- The exercise
Give a count of the lines below that have the string "this" in them, with no other words.

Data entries
<<<<
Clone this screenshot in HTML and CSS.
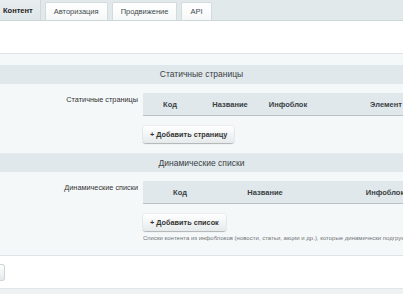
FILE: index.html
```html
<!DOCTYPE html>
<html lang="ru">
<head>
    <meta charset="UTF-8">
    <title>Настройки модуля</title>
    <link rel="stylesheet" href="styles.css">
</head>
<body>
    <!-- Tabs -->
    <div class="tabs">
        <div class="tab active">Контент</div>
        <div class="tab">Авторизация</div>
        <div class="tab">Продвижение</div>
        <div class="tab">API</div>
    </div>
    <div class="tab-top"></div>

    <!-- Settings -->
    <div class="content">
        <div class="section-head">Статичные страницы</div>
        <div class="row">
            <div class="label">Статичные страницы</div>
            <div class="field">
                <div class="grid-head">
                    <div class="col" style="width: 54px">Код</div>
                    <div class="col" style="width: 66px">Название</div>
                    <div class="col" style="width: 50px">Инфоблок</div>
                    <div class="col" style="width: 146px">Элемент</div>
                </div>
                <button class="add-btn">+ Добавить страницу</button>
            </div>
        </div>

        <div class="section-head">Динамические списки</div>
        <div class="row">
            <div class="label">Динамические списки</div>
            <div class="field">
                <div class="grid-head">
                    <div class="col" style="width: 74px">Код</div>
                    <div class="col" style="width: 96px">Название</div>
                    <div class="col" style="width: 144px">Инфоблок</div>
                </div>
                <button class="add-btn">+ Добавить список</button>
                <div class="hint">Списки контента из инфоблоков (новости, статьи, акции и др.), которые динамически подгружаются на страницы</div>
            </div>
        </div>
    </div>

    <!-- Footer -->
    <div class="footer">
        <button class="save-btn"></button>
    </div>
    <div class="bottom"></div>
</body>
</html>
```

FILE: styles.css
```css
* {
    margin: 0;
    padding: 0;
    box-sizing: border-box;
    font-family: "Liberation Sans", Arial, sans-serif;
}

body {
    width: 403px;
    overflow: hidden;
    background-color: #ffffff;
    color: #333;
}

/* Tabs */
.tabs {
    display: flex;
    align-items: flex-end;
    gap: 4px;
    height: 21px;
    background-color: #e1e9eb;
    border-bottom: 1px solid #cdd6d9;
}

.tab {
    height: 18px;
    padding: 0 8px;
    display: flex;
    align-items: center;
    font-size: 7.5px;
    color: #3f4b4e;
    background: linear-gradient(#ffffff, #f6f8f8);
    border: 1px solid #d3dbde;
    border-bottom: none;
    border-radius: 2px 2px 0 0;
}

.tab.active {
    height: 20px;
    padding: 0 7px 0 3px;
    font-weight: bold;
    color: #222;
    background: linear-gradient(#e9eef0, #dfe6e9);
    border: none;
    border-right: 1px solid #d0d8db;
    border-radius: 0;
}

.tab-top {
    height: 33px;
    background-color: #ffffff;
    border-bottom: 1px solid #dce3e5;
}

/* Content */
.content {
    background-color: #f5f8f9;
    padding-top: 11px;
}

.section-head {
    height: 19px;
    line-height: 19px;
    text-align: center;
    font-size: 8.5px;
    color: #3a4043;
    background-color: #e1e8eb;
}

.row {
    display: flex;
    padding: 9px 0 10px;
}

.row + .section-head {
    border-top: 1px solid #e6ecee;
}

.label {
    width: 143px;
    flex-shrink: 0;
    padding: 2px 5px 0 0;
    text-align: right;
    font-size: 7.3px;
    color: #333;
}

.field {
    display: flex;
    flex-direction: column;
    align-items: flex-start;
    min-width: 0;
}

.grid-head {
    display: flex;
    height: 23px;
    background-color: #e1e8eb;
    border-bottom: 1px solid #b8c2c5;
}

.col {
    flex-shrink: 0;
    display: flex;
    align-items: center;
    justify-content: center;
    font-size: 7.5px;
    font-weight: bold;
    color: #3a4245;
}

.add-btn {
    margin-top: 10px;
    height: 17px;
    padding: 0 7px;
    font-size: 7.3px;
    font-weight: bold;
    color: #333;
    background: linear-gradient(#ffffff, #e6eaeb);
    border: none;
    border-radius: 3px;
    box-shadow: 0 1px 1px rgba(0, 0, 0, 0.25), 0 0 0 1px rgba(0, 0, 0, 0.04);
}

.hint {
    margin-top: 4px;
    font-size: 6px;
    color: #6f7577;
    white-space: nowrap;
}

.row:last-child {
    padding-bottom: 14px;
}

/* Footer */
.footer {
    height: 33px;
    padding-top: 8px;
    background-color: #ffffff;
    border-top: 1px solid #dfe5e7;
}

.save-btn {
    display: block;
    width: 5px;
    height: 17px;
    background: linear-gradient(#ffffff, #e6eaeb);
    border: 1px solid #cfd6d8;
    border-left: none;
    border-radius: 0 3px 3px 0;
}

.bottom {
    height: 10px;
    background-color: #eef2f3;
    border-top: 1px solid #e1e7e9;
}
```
>>>>
<<<<
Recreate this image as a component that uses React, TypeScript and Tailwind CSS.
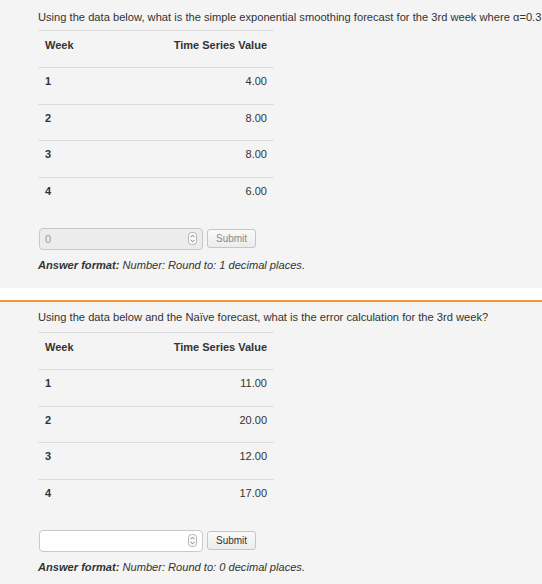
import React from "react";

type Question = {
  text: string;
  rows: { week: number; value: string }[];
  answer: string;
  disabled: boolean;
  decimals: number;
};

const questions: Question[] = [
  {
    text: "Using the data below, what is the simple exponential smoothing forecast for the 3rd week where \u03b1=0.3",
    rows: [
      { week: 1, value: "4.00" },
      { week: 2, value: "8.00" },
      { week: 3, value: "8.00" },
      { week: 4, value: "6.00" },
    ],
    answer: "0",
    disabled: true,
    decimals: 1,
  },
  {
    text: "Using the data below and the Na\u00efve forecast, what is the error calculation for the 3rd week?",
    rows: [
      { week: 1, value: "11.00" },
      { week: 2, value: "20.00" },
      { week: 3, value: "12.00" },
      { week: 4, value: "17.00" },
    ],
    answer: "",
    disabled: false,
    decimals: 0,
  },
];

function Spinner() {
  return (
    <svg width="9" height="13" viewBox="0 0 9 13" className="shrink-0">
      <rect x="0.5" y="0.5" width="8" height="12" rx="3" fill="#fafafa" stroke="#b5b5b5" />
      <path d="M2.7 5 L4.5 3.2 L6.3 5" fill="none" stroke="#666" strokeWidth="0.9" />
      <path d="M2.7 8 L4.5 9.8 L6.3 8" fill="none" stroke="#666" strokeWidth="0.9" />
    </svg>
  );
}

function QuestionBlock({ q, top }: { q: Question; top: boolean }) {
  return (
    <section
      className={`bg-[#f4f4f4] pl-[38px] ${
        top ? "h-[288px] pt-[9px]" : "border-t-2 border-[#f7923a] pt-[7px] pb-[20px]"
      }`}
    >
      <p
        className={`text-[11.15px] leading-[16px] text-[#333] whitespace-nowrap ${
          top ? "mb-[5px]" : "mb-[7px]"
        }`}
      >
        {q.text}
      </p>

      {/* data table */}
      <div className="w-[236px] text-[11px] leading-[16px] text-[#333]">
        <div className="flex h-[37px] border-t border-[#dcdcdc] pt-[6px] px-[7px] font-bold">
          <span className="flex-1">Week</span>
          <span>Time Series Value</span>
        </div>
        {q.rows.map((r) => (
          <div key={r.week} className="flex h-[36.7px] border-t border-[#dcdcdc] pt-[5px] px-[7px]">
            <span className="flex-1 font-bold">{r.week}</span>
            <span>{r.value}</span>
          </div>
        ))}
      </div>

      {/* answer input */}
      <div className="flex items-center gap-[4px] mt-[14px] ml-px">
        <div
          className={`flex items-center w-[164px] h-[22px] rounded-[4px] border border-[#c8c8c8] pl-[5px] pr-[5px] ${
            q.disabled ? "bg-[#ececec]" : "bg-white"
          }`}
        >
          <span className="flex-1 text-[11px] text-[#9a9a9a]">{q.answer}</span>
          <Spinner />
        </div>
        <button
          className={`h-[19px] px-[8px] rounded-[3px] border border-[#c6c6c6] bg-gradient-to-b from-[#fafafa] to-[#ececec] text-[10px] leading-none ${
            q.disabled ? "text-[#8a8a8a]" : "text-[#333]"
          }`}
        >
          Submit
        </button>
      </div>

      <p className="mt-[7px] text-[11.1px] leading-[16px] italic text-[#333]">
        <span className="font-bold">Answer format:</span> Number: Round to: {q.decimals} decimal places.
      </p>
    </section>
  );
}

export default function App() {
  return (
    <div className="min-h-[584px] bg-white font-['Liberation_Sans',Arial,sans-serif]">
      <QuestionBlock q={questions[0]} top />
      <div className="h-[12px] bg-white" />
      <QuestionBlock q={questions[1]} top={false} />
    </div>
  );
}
>>>>
<<<<
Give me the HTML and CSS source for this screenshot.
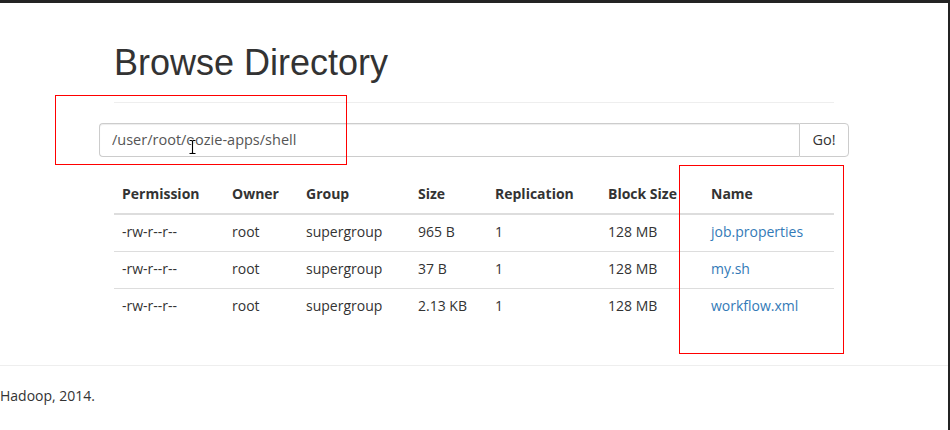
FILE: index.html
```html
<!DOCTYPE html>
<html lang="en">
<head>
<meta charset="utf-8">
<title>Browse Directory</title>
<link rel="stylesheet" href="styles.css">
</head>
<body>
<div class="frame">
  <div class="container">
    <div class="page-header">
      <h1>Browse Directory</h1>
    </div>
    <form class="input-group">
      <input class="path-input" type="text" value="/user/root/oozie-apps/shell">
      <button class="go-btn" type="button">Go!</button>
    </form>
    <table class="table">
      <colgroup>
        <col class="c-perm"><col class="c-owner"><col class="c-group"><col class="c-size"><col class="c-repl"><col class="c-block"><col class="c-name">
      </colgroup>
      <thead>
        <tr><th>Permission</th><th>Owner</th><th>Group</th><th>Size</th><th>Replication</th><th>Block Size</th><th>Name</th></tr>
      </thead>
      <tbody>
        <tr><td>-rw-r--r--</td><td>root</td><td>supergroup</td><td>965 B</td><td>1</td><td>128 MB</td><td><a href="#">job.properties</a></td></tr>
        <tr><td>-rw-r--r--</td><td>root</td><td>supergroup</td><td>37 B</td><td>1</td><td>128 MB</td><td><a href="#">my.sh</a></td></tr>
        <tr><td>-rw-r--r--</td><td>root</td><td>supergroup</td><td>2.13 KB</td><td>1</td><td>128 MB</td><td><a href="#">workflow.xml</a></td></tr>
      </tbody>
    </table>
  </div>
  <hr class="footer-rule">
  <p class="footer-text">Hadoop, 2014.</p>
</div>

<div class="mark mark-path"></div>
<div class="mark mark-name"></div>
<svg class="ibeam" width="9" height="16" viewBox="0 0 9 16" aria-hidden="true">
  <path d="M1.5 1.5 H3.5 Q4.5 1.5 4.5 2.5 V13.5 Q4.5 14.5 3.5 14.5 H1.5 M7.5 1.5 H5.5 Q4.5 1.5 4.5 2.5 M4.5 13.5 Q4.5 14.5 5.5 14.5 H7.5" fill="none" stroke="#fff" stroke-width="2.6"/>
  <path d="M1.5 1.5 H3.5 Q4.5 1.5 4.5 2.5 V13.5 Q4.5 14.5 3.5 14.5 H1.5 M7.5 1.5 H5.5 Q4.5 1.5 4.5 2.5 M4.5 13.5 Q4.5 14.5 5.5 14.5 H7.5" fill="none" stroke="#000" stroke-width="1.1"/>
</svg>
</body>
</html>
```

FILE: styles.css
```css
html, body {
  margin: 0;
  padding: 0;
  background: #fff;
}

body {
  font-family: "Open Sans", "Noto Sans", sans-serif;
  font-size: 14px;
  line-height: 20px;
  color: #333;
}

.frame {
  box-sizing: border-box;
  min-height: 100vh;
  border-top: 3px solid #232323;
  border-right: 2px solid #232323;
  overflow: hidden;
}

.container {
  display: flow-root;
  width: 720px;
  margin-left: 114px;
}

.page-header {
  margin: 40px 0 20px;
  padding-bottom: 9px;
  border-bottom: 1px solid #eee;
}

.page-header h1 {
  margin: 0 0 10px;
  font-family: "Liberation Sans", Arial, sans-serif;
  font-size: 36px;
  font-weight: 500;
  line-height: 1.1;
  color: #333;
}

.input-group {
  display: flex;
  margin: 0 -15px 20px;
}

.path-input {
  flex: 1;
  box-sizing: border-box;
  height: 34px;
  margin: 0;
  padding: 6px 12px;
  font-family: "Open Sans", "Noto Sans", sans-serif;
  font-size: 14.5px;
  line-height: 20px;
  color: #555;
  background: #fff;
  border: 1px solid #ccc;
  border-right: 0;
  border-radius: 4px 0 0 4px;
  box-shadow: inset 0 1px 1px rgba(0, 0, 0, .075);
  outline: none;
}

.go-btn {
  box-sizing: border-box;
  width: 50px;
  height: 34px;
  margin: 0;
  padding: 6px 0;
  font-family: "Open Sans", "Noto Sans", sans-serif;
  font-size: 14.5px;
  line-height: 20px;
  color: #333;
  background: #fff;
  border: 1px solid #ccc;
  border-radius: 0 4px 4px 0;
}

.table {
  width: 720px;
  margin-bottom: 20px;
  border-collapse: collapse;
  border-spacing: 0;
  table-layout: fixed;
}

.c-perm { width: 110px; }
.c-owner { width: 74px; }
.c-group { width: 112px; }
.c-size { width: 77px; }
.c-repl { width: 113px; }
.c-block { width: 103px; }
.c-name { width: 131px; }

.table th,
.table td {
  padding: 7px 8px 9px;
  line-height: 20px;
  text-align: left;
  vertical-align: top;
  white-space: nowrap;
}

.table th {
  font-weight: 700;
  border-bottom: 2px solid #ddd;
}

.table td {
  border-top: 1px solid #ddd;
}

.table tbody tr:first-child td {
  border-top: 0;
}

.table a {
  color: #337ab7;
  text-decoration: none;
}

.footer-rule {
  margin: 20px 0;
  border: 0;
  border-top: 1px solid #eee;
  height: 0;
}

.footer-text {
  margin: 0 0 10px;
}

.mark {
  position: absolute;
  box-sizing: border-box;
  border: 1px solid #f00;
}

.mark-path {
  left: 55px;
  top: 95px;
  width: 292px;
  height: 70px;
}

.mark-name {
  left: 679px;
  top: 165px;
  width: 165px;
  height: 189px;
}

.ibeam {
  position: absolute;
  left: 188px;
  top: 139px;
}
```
>>>>
- Result of the task
3